March Madness officially begins in two weeks with a men's basketball First Four game in Dayton, Ohio.
In the event the coronavirus becomes an even more significant health threat in the United States, NCAA officials say they are readying for any scenario -- including games in arenas without fans.
"If you can think of it, it's something that we've gone through an analysis around," NCAA chief operating officer Donald Remy told Bloomberg in an interview published Monday night. "We've contingency planned for all circumstances."
The NCAA tournament will be the biggest sporting event in the U.S. since coronavirus was first declared a public health emergency in late January. In total, arenas in 14 cities will host games, concluding with the men's championship game April 6 in Atlanta.
The women's tournament, which begins March 20, will be held at campus sites for the opening two rounds, before four cities host regionals and New Orleans hosts the Final Four and women's final on April 3 and 5, respectively.
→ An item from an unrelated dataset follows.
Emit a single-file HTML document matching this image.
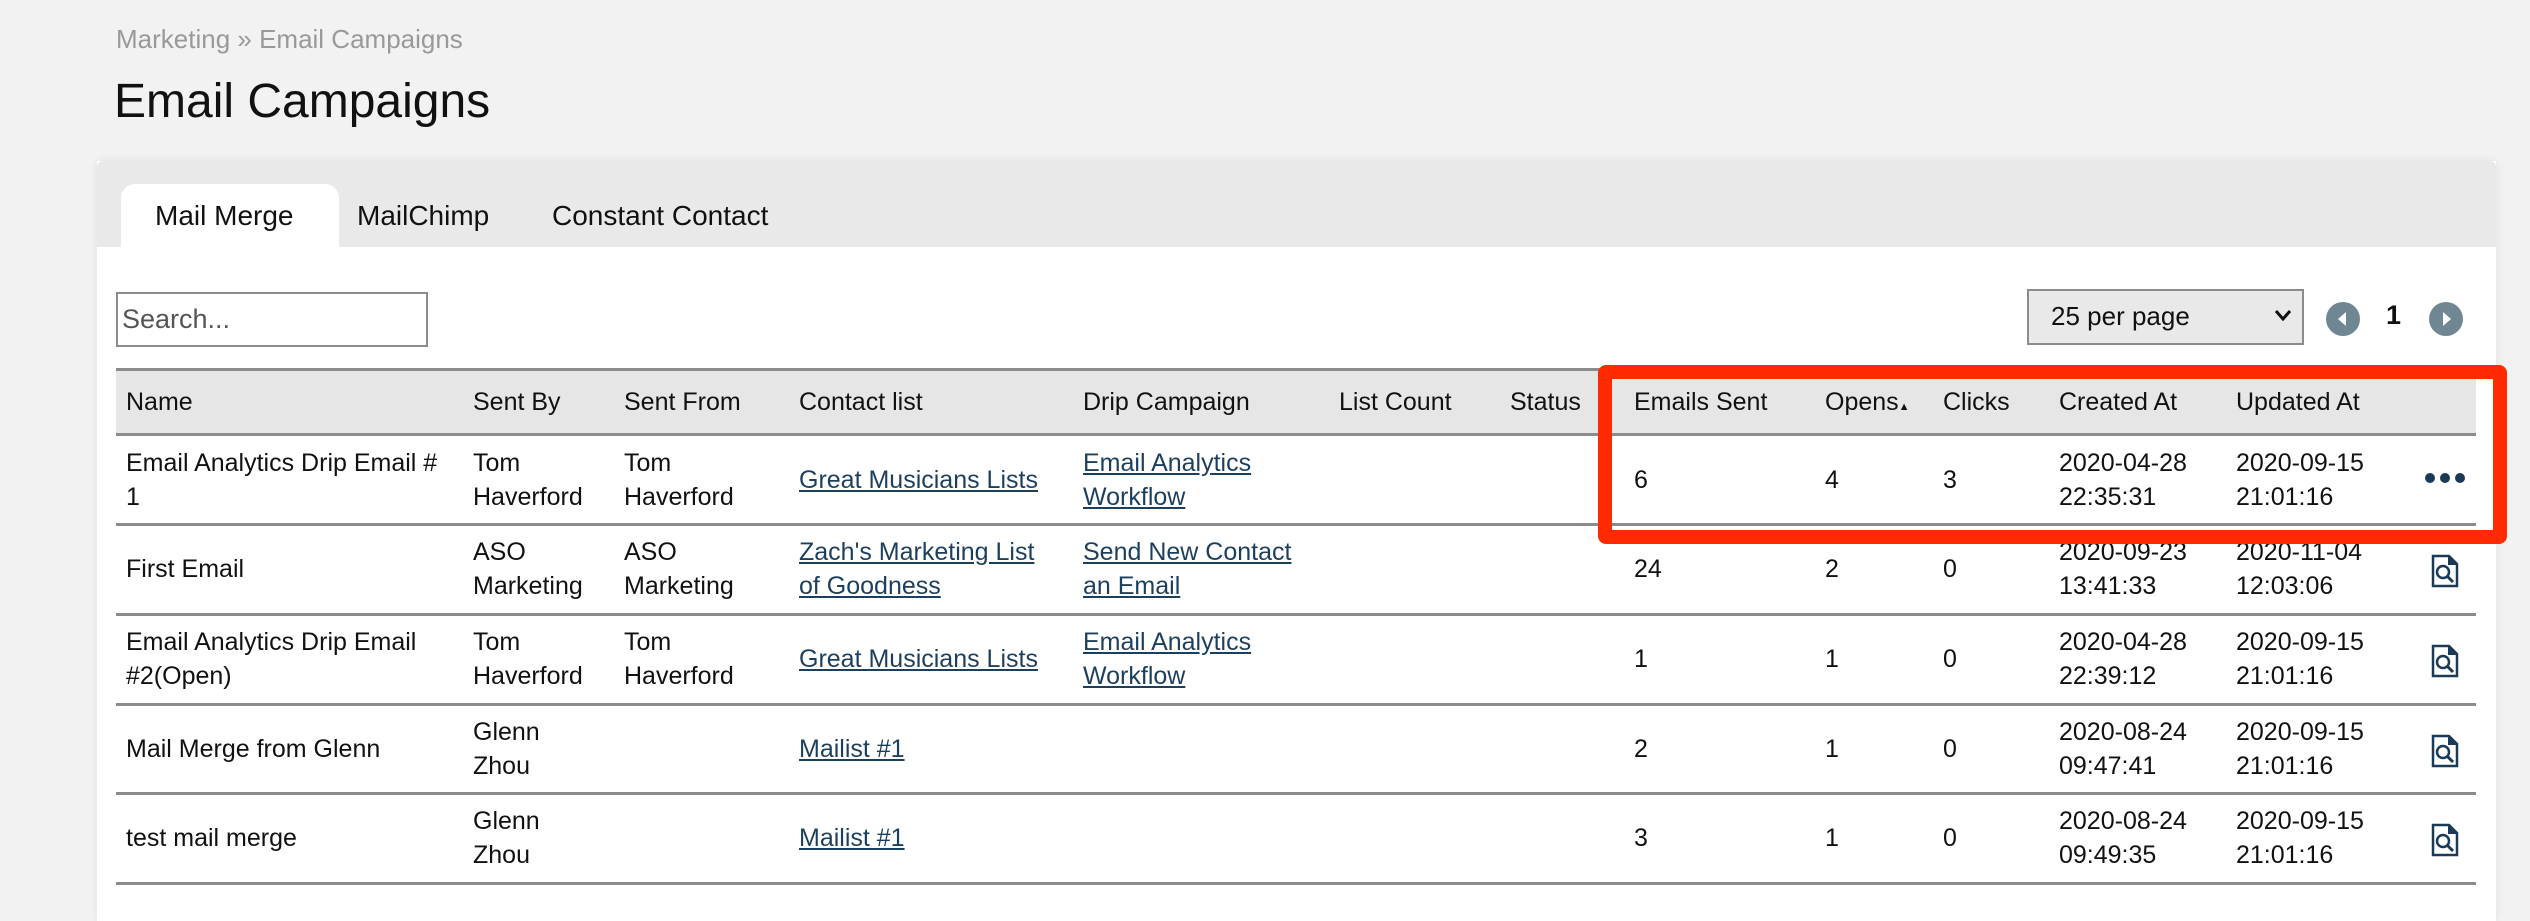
<!DOCTYPE html>
<html><head><meta charset="utf-8"><style>
*{box-sizing:border-box;margin:0;padding:0}
body{width:2530px;height:896px;background:#f2f2f2;font-family:"Liberation Sans",sans-serif;color:#111;position:relative;overflow:hidden}
.a{position:absolute;white-space:nowrap}
.t{font-size:25px;line-height:34px}
a{color:#1d3f5e;text-decoration:underline}
.hl{position:absolute;left:116px;width:2360px;height:3px;background:#8c8c8c}
.ic{position:absolute;left:2430px}
</style></head><body>
<div class="a" style="left:116px;top:24px;font-size:26px;color:#999">Marketing » Email Campaigns</div>
<div class="a" style="left:114px;top:74px;font-size:48px;color:#111">Email Campaigns</div>
<div class="a" style="left:97px;top:161px;width:2399px;height:760px;background:#fff;box-shadow:0 0 8px rgba(0,0,0,.08)"></div>
<div class="a" style="left:97px;top:161px;width:2399px;height:86px;background:#e9e9e9;border-radius:6px 6px 0 0"></div>
<div class="a" style="left:121px;top:184px;width:218px;height:64px;background:#fff;border-radius:14px 14px 0 0"></div>
<div class="a" style="left:155px;top:200px;font-size:28px">Mail Merge</div>
<div class="a" style="left:357px;top:200px;font-size:28px">MailChimp</div>
<div class="a" style="left:552px;top:200px;font-size:28px">Constant Contact</div>
<div class="a" style="left:116px;top:292px;width:312px;height:55px;border:2px solid #8c8c8c;background:#fff"></div>
<div class="a" style="left:122px;top:304px;font-size:27px;color:#555">Search...</div>
<div class="a" style="left:2027px;top:289px;width:277px;height:56px;border:2px solid #8c8c8c;background:#e9e9e9"></div>
<div class="a" style="left:2051px;top:301px;font-size:26px">25 per page</div>
<svg class="a" style="left:2274px;top:308px" width="18" height="14"><path d="M2 3l7 8 7-8" stroke="#111" stroke-width="3" fill="none"/></svg>
<svg class="a" style="left:2326px;top:302px" width="34" height="34"><circle cx="17" cy="17" r="17" fill="#6f8793"/><path d="M20 10l-8 7 8 7z" fill="#fff"/></svg>
<div class="a" style="left:2386px;top:300px;font-size:27px;font-weight:bold">1</div>
<svg class="a" style="left:2429px;top:302px" width="34" height="34"><circle cx="17" cy="17" r="17" fill="#6f8793"/><path d="M14 10l8 7-8 7z" fill="#fff"/></svg>

<div class="a" style="left:116px;top:369px;width:2360px;height:66px;background:#e6e6e6"></div>
<div class="hl" style="top:368px"></div>
<div class="hl" style="top:433px"></div>
<div class="hl" style="top:523px"></div>
<div class="hl" style="top:613px"></div>
<div class="hl" style="top:703px"></div>
<div class="hl" style="top:792px"></div>
<div class="hl" style="top:882px"></div>

<div class="a t" style="top:385px;left:126px">Name</div>
<div class="a t" style="top:385px;left:473px">Sent By</div>
<div class="a t" style="top:385px;left:624px">Sent From</div>
<div class="a t" style="top:385px;left:799px">Contact list</div>
<div class="a t" style="top:385px;left:1083px">Drip Campaign</div>
<div class="a t" style="top:385px;left:1339px">List Count</div>
<div class="a t" style="top:385px;left:1510px">Status</div>
<div class="a t" style="top:385px;left:1634px">Emails Sent</div>
<div class="a t" style="top:385px;left:1825px">Opens<span style="font-size:11px">▲</span></div>
<div class="a t" style="top:385px;left:1943px">Clicks</div>
<div class="a t" style="top:385px;left:2059px">Created At</div>
<div class="a t" style="top:385px;left:2236px">Updated At</div>

<div class="a t" style="top:446px;left:126px">Email Analytics Drip Email #<br>1</div>
<div class="a t" style="top:446px;left:473px">Tom<br>Haverford</div>
<div class="a t" style="top:446px;left:624px">Tom<br>Haverford</div>
<div class="a t" style="top:463px;left:799px"><a>Great Musicians Lists</a></div>
<div class="a t" style="top:446px;left:1083px"><a>Email Analytics</a><br><a>Workflow</a></div>
<div class="a t" style="top:463px;left:1634px">6</div>
<div class="a t" style="top:463px;left:1825px">4</div>
<div class="a t" style="top:463px;left:1943px">3</div>
<div class="a t" style="top:446px;left:2059px">2020-04-28<br>22:35:31</div>
<div class="a t" style="top:446px;left:2236px">2020-09-15<br>21:01:16</div>
<svg class="a" style="left:2424px;top:472px" width="42" height="12"><circle cx="6" cy="6" r="5" fill="#1b3a57"/><circle cx="21" cy="6" r="5" fill="#1b3a57"/><circle cx="36" cy="6" r="5" fill="#1b3a57"/></svg>

<div class="a t" style="top:552px;left:126px">First Email</div>
<div class="a t" style="top:535px;left:473px">ASO<br>Marketing</div>
<div class="a t" style="top:535px;left:624px">ASO<br>Marketing</div>
<div class="a t" style="top:535px;left:799px"><a>Zach's Marketing List</a><br><a>of Goodness</a></div>
<div class="a t" style="top:535px;left:1083px"><a>Send New Contact</a><br><a>an Email</a></div>
<div class="a t" style="top:552px;left:1634px">24</div>
<div class="a t" style="top:552px;left:1825px">2</div>
<div class="a t" style="top:552px;left:1943px">0</div>
<div class="a t" style="top:535px;left:2059px">2020-09-23<br>13:41:33</div>
<div class="a t" style="top:535px;left:2236px">2020-11-04<br>12:03:06</div>

<div class="a t" style="top:625px;left:126px">Email Analytics Drip Email<br>#2(Open)</div>
<div class="a t" style="top:625px;left:473px">Tom<br>Haverford</div>
<div class="a t" style="top:625px;left:624px">Tom<br>Haverford</div>
<div class="a t" style="top:642px;left:799px"><a>Great Musicians Lists</a></div>
<div class="a t" style="top:625px;left:1083px"><a>Email Analytics</a><br><a>Workflow</a></div>
<div class="a t" style="top:642px;left:1634px">1</div>
<div class="a t" style="top:642px;left:1825px">1</div>
<div class="a t" style="top:642px;left:1943px">0</div>
<div class="a t" style="top:625px;left:2059px">2020-04-28<br>22:39:12</div>
<div class="a t" style="top:625px;left:2236px">2020-09-15<br>21:01:16</div>

<div class="a t" style="top:732px;left:126px">Mail Merge from Glenn</div>
<div class="a t" style="top:715px;left:473px">Glenn<br>Zhou</div>
<div class="a t" style="top:732px;left:799px"><a>Mailist #1</a></div>
<div class="a t" style="top:732px;left:1634px">2</div>
<div class="a t" style="top:732px;left:1825px">1</div>
<div class="a t" style="top:732px;left:1943px">0</div>
<div class="a t" style="top:715px;left:2059px">2020-08-24<br>09:47:41</div>
<div class="a t" style="top:715px;left:2236px">2020-09-15<br>21:01:16</div>

<div class="a t" style="top:821px;left:126px">test mail merge</div>
<div class="a t" style="top:804px;left:473px">Glenn<br>Zhou</div>
<div class="a t" style="top:821px;left:799px"><a>Mailist #1</a></div>
<div class="a t" style="top:821px;left:1634px">3</div>
<div class="a t" style="top:821px;left:1825px">1</div>
<div class="a t" style="top:821px;left:1943px">0</div>
<div class="a t" style="top:804px;left:2059px">2020-08-24<br>09:49:35</div>
<div class="a t" style="top:804px;left:2236px">2020-09-15<br>21:01:16</div>

<svg class="ic" style="top:554px" width="30" height="34" viewBox="0 0 30 34"><path d="M3 2h16l8 8v22H3z" fill="none" stroke="#1b3a57" stroke-width="2.5"/><path d="M18 2v9h9z" fill="#1b3a57"/><circle cx="13" cy="18" r="6" fill="none" stroke="#1b3a57" stroke-width="2.5"/><path d="M17 22l6 6" stroke="#1b3a57" stroke-width="3"/></svg>
<svg class="ic" style="top:644px" width="30" height="34" viewBox="0 0 30 34"><path d="M3 2h16l8 8v22H3z" fill="none" stroke="#1b3a57" stroke-width="2.5"/><path d="M18 2v9h9z" fill="#1b3a57"/><circle cx="13" cy="18" r="6" fill="none" stroke="#1b3a57" stroke-width="2.5"/><path d="M17 22l6 6" stroke="#1b3a57" stroke-width="3"/></svg>
<svg class="ic" style="top:734px" width="30" height="34" viewBox="0 0 30 34"><path d="M3 2h16l8 8v22H3z" fill="none" stroke="#1b3a57" stroke-width="2.5"/><path d="M18 2v9h9z" fill="#1b3a57"/><circle cx="13" cy="18" r="6" fill="none" stroke="#1b3a57" stroke-width="2.5"/><path d="M17 22l6 6" stroke="#1b3a57" stroke-width="3"/></svg>
<svg class="ic" style="top:823px" width="30" height="34" viewBox="0 0 30 34"><path d="M3 2h16l8 8v22H3z" fill="none" stroke="#1b3a57" stroke-width="2.5"/><path d="M18 2v9h9z" fill="#1b3a57"/><circle cx="13" cy="18" r="6" fill="none" stroke="#1b3a57" stroke-width="2.5"/><path d="M17 22l6 6" stroke="#1b3a57" stroke-width="3"/></svg>

<div class="a" style="left:1598px;top:365px;width:909px;height:179px;border:14px solid #ff2a00;border-radius:8px"></div>
</body></html>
"This is a once-in-a-lifetime opportunity for many of these student-athletes," Remy told Bloomberg. "As we're thinking about these circumstance, we're thinking about how to preserve that once-in-a-lifetime opportunity, and at the same time how to make sure that any decision we make is grounded in medical science."
According to Bloomberg, the NCAA has put together a medical advisory group in dealing with the threat of the virus, and also is speaking daily to the Centers for Disease Control and Prevention.
NCAA chief medical officer Brian Hainline, who is part of the advisory group, told Bloomberg that they have not set a firm deadline on when a decision on what they potentially do must be made.